There is a philosophy exhibited in ISO 9001 that correcting a problem is less effective than identifying the root cause and then updating the process to ensure the problem doesn’t recur – corrective action. That same philosophy states that ensuring the problem doesn’t reoccur isn’t as helpful as preventing it from happening – preventive action. Bizmanualz summarizes that corrective action is based on a nonconformance event that has occurred in the past. Preventive action is based on preventing a nonconformance event in the future.
If we know that the root causes of over 50% of defects identified in projects are introduced in the requirements phase and now see the breakdown of the cost and time overruns with just 34 high-risk requirements… logic would say, why not prevent those in the first place.

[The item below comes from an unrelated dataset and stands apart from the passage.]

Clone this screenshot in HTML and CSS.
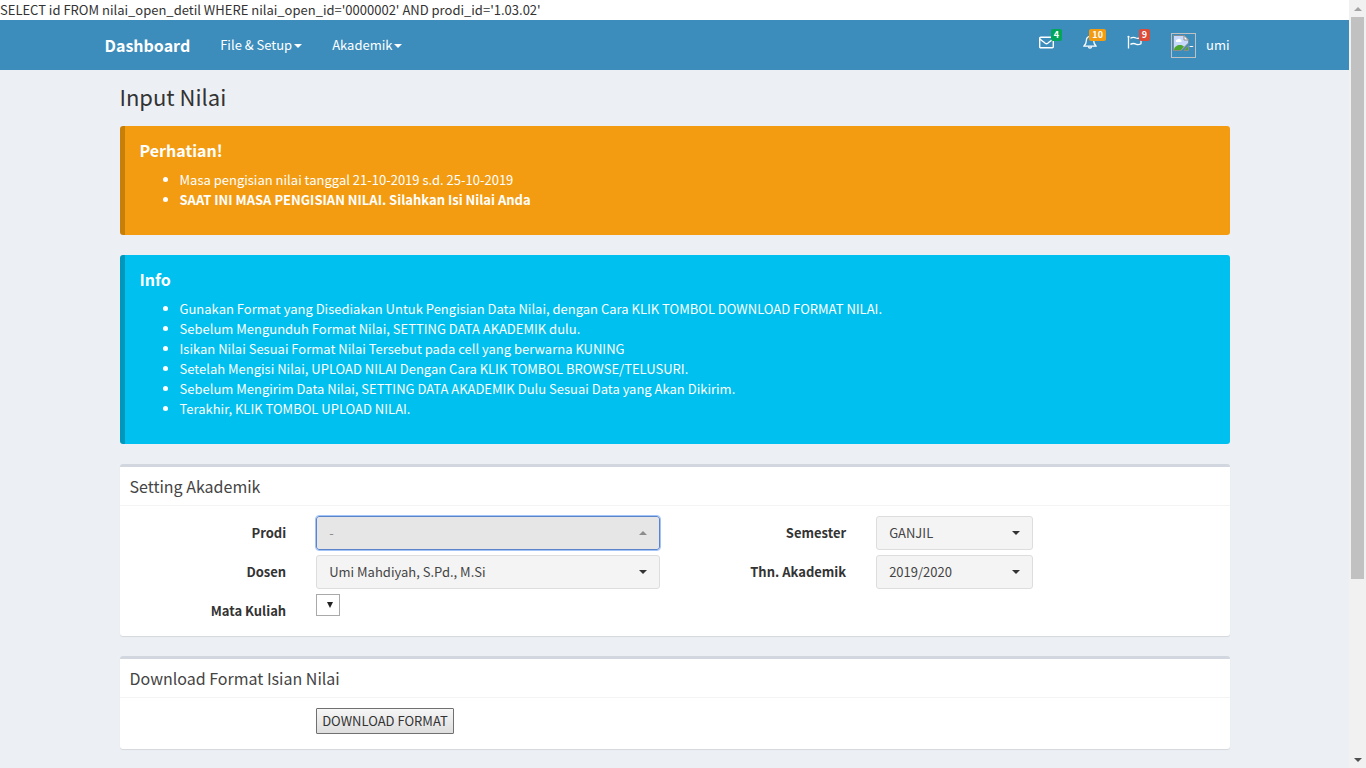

The level of a project’s complexity determines what level of project rigor is needed to complete the project effectively. As products advance in intricacy, the required precision at the requirements stage must increase. If not, cost and schedule delays will only grow in severity and number. Like other stages of the product development process, tools are needed in this early stage to offset the cost of this rigor without sacrificing quality. Tools like QVscribe can help augment employees to achieve the required complexity while keeping velocity and quality consistent.
“Zero defects through prevention – “Zero defects” doesn’t mean mistakes never happen, rather that there is no allowable number of errors built into a product or process and that you get it right the first time.”